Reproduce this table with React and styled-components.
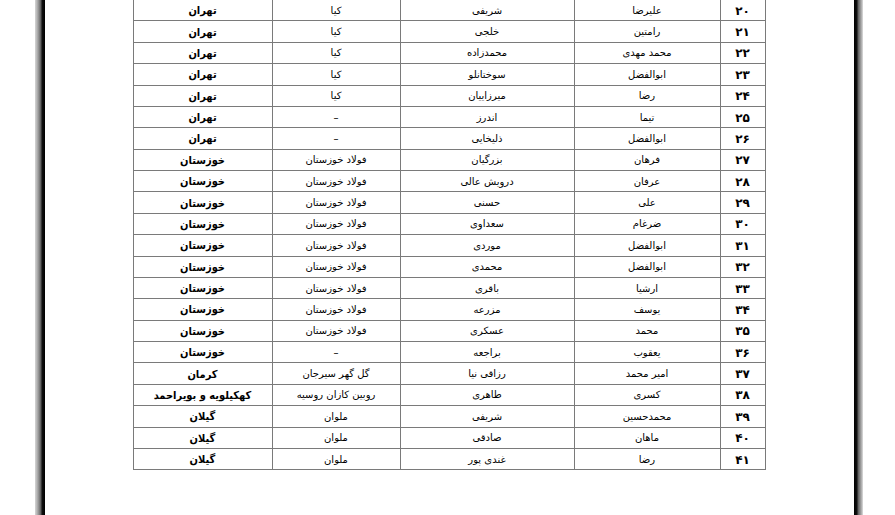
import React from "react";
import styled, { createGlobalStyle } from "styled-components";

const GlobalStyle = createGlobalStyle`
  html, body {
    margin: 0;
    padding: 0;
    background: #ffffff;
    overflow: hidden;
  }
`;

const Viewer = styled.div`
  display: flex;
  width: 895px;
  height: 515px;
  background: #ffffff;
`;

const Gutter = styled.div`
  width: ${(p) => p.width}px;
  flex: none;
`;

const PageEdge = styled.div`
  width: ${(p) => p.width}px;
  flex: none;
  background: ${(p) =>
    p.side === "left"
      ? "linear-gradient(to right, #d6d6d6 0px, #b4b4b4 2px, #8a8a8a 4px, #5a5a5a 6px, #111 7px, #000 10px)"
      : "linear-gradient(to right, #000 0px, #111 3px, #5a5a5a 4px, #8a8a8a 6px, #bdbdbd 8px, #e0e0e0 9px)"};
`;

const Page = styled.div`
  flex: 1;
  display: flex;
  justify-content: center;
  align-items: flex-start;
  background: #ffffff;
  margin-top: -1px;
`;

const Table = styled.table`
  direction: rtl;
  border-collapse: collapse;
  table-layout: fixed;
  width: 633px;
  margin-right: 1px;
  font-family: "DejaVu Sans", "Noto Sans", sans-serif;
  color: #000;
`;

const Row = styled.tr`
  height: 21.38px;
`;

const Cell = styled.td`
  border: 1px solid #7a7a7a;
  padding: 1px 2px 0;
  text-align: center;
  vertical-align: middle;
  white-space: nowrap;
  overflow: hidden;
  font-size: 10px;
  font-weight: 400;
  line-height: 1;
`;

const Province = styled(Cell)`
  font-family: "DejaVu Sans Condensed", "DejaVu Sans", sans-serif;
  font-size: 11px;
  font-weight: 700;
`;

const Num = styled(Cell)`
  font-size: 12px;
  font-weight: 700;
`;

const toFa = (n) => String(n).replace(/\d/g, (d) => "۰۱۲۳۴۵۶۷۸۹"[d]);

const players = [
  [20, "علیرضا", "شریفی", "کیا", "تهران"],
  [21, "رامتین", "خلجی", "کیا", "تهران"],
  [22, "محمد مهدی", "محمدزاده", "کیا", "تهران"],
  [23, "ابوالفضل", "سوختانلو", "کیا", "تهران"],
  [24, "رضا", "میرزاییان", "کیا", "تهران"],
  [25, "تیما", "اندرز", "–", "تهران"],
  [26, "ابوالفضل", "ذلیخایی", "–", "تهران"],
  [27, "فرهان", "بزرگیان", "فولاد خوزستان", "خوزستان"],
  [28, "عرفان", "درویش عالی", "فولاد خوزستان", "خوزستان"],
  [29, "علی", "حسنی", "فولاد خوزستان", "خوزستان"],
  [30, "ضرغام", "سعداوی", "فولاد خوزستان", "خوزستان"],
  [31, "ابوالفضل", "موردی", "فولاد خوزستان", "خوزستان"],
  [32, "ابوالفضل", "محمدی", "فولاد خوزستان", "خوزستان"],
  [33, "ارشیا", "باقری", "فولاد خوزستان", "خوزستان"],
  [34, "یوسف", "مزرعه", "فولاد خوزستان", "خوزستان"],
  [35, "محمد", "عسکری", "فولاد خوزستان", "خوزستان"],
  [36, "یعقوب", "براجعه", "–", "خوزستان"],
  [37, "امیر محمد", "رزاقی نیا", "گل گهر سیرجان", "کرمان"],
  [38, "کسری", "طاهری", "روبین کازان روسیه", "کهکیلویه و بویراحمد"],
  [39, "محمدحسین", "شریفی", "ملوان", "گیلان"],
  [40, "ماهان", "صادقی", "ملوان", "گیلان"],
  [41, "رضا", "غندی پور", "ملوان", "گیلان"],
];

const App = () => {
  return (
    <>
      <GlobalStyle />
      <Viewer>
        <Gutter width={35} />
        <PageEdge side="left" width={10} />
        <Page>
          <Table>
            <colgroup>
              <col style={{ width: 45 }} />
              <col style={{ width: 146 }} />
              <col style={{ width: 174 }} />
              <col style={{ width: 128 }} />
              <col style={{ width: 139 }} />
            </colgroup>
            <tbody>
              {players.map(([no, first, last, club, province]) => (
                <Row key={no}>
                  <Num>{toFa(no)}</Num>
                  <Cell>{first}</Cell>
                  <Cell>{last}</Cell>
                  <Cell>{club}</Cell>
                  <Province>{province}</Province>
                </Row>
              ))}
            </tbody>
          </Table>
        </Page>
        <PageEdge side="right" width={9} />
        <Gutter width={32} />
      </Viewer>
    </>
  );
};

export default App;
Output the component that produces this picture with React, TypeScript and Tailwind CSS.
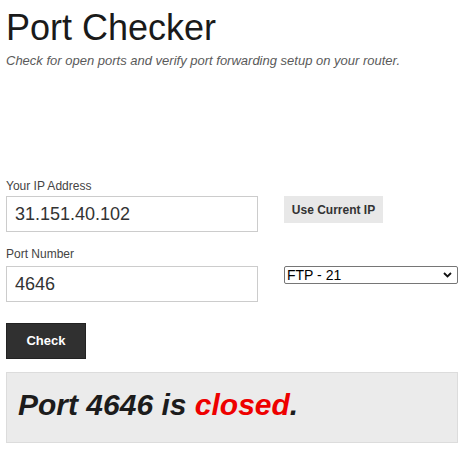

## What is being asked
Look through the data and show every line containing "React".

## The output
Reproduce this table with React and styled-components.
import React from "react";
Output the component that produces this picture with React, TypeScript and Tailwind CSS.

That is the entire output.